Quartz Composites are another kitchen countertop option. These are a man-made product, like the other solid surfaces. But quartz composites are made of over 90% crushed quartz, a very hard stone and one of the minerals in granite. The quartz stones are bonded together with resins to form what is called an “engineered stone.” It is cut into slabs and polished. Quartz countertops will give you many of the same benefits of granite, such as heat and chemical resistance and the ability to install undermount sinks.
Quartz tops come in many colors and styles. The main visual difference between these and granite is the color and pattern in a quartz countertop is much more even and uniform than granite. This is either a benefit or shortcoming, depending on your tastes. Newer offerings from the quartz top manufacturers have more movement than they have in the past. In some cases, it is hard to know if a top is quarried stone or an engineered stone.
My clients often think that quartz tops and even solid surface countertops will be less expensive than granite, but this is not true. Quartz and Corian can be more expensive than the more plentiful and better priced granites. So, don’t select these countertops for a cost savings. Select them if they are the look you want and if you like their functional advantages.
One other recently available countertop choice is porcelain. Porcelain had come to dominate the tile market due to its good looks, durability, and reasonable priding. Now, large slabs (effectively giant tiles) of porcelain are being produced. These have the realistic stone images printed into them like the porcelain tiles. They are not low priced but could become so as time goes by. They are extremely durable and actually harder on the Mohs Scale of Mineral Hardness than granite. And they are resistant to heat. Porcelain slabs, such as Dekton, can be mitered together at the edges allowing extra thick edges and waterfall ends to be made.
Edge Detail Choices for granite, marble, limestone, quartz tops and solid surface tops will be similar. You have the choice of square, slightly rounded, bull-nosed, and shaped or ogee edges with any of them.
Concrete Countertops have grown in popularity. They are not like the concrete in your sidewalk. This kind of concrete is smooth and can be formed and colored in many different ways. Unique items like bits of glass and sea shells can be imbedded in the concrete to give the kitchen countertop a personal and distinctive appearance.
Concrete countertops are sealed and polished to give an attractive and easily maintained finish. But even though concrete is an inexpensive material, concrete countertops are not inexpensive. Because of the labor that goes into making and finishing a concrete top, the cost can quickly exceed the cost of even a high-priced granite top.

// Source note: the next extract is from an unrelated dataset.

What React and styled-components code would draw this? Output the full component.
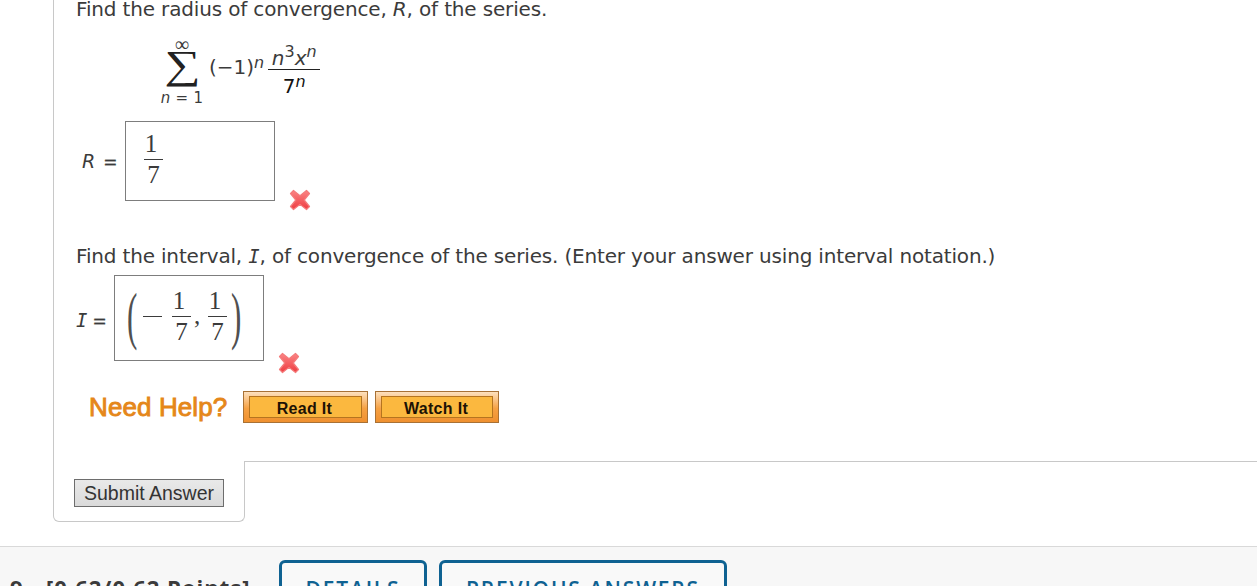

Wood Countertops in a butcher block pattern are possible. Wood tops can be built from many different species of wood and will give an elegant, warm look to your kitchen. But they require more maintenance than stone or plastic laminates. Wood tops need to be oiled annually to keep them sealed and prevent splitting. This is not a hard task, just like sealing granite or other stones. But wood tops cannot be exposed to water without incurring damage. They also can be damaged by very high heat.
Incidentally, there is one manufacturer of wood countertops that has a proprietary finish that allows for contact with water without damage. Grothouse Lumber has a finish they call Durata that works well and will let you have wood kitchen countertops with an undermount sink without water damage problems. Wood tops cost about the same as the higher priced granite choices, but the distinctive and warm look of the wood may be worth it.
Tile Countertops can be a three-way compromise between cost, usefulness, and appearance. Granite, ceramic, and porcelain tiles can be used to construct a countertop. The stone tiles are much less expensive than full slabs and will give you the benefits of heat resistance and the appearance of granite for less money. Ceramic tile and porcelain tile will do the same.
Tile countertops have grout between the tiles and the grout can be a cleaning challenge. If you are planning on using tile for your kitchen countertop, look at large tiles to reduce the number of grout joints and then be sure to use an epoxy grout. These kinds of grouts are very resistant to stains.
There are other exotic choices, such as slate, soapstone, and slabs made from recycled content that can be used for kitchen countertops. Each one comes with benefits and shortcomings. No single one of these is the answer to everyone’s needs. So do a little research and get samples of your prime candidates. Be sure to choose the other parts of your kitchen at the same time. It’s important to select the complete palette of countertop, backsplash, cabinets, cabinet hardware, kitchen flooring, and paint simultaneously to make sure you have everything working in harmony.